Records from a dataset

•••

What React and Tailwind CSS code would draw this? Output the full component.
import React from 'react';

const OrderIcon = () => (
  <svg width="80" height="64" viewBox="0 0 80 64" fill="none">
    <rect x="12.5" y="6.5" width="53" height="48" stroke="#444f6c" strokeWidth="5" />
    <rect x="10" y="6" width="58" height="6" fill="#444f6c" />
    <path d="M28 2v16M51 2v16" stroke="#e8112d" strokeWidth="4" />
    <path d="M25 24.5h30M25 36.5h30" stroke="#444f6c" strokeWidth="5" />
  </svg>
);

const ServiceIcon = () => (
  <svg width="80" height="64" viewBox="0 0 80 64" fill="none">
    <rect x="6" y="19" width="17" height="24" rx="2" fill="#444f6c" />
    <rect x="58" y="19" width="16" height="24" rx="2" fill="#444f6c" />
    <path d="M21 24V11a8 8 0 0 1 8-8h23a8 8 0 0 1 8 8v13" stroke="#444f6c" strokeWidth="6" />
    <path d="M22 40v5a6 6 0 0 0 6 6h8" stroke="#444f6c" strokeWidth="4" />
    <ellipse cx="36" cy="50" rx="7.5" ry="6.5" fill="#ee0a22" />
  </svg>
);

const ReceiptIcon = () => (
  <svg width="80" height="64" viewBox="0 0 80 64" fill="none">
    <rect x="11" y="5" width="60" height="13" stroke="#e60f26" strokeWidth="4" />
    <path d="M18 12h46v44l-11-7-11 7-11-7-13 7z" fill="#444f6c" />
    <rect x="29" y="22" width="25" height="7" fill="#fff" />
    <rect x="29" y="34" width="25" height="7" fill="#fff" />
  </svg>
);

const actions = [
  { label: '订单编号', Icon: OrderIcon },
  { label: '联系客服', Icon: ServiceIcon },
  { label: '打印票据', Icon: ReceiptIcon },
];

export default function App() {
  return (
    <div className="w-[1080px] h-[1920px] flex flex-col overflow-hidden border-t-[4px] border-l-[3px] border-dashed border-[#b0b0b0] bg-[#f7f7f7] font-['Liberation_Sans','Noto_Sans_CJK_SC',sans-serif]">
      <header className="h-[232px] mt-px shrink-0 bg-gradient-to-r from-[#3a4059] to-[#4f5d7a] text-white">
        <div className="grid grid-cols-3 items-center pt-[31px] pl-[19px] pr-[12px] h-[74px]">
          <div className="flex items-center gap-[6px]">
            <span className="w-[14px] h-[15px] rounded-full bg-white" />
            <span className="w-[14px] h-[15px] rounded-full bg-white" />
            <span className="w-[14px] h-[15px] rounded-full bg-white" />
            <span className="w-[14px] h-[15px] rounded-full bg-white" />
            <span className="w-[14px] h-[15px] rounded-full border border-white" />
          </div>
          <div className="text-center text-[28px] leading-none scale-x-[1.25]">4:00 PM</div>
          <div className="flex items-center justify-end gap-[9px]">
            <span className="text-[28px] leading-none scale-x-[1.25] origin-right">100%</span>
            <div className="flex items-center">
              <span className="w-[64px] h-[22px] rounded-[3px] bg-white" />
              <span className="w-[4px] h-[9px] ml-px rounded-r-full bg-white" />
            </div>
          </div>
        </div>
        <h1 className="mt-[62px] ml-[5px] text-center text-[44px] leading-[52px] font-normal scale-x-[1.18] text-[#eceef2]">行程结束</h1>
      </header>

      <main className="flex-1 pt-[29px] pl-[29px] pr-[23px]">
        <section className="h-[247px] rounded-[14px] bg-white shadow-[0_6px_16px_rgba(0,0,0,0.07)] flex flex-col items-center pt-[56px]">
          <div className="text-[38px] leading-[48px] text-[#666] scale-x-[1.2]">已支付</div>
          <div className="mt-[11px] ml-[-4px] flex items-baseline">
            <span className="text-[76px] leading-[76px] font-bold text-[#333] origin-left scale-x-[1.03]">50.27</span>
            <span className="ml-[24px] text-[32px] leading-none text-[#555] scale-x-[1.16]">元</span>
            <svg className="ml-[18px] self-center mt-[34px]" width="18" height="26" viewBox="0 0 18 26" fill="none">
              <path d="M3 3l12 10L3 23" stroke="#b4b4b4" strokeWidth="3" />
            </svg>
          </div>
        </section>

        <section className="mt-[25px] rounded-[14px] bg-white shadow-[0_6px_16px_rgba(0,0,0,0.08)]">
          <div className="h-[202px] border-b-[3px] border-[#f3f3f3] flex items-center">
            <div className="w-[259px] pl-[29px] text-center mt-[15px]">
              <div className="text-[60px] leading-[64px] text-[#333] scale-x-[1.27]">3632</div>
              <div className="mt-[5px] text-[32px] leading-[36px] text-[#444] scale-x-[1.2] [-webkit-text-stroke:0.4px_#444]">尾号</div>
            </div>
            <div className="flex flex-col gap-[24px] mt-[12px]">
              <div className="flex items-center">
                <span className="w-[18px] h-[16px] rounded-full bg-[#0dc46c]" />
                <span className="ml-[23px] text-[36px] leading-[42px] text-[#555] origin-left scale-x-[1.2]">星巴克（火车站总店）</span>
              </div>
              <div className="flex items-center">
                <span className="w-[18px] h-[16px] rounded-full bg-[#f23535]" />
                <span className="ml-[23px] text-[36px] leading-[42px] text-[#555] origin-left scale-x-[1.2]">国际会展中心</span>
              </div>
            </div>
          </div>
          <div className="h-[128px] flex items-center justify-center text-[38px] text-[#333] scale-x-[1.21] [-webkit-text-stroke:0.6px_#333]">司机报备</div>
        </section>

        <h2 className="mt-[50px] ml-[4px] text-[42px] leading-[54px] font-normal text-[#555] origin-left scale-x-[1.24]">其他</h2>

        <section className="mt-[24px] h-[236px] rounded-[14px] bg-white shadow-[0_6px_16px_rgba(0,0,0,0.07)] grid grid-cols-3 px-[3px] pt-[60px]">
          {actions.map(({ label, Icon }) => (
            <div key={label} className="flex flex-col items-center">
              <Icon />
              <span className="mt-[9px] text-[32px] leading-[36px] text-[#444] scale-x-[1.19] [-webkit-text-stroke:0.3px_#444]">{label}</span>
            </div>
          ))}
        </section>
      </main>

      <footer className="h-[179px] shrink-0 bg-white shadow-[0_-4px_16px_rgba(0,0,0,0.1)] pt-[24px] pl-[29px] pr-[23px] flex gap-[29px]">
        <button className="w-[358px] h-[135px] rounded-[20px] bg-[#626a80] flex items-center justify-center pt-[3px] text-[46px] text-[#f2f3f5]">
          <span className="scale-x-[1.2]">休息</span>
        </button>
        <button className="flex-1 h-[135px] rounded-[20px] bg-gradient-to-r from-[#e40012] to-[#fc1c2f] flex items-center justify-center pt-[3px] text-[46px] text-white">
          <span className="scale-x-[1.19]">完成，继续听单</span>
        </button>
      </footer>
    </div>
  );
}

•••

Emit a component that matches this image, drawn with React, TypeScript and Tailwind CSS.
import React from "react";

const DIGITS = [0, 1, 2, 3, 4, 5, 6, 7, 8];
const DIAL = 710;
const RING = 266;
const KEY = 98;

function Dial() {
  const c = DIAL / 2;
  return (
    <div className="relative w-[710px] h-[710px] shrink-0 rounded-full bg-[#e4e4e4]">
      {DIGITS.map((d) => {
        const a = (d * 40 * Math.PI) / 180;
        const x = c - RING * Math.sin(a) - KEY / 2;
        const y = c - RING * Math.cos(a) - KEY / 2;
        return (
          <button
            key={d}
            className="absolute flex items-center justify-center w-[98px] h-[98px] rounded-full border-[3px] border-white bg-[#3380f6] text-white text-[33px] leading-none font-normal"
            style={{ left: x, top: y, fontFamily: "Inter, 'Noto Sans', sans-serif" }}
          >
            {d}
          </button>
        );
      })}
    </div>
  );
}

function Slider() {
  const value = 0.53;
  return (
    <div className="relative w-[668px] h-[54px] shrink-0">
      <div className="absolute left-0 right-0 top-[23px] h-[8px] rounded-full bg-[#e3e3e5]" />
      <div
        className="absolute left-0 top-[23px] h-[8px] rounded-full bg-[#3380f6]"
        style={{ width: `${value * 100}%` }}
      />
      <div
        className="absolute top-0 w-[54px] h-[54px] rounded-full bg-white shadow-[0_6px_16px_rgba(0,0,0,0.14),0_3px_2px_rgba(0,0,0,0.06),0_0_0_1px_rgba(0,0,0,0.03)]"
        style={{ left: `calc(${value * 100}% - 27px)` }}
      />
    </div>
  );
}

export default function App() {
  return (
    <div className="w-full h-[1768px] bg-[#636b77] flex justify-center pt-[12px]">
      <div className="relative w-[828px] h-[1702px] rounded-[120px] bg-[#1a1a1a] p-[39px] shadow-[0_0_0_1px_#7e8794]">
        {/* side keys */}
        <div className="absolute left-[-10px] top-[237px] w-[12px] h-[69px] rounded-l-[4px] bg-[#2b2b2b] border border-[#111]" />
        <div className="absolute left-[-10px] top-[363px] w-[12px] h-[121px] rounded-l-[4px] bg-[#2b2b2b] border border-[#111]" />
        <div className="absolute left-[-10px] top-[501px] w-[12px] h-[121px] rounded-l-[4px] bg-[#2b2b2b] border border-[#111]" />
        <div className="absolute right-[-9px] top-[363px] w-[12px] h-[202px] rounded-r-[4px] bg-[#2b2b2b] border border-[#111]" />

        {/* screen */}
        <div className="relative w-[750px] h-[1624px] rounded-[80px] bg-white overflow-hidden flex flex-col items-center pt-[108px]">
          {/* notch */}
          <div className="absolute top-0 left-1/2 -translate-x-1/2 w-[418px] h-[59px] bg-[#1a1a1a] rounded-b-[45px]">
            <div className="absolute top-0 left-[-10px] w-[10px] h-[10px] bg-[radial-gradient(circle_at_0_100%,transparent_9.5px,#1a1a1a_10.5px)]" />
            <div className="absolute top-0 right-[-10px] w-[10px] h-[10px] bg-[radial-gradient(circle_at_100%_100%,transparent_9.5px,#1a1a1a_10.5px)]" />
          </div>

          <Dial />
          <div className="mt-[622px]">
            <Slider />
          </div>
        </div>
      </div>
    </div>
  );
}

•••

Exercise details – Nothing but the lines from the one with "Emit a component" through the one with "const KEY = 98;" should be repeated, and each exactly.

Reply –
Emit a component that matches this image, drawn with React, TypeScript and Tailwind CSS.
import React from "react";

const DIGITS = [0, 1, 2, 3, 4, 5, 6, 7, 8];
const DIAL = 710;
const RING = 266;
const KEY = 98;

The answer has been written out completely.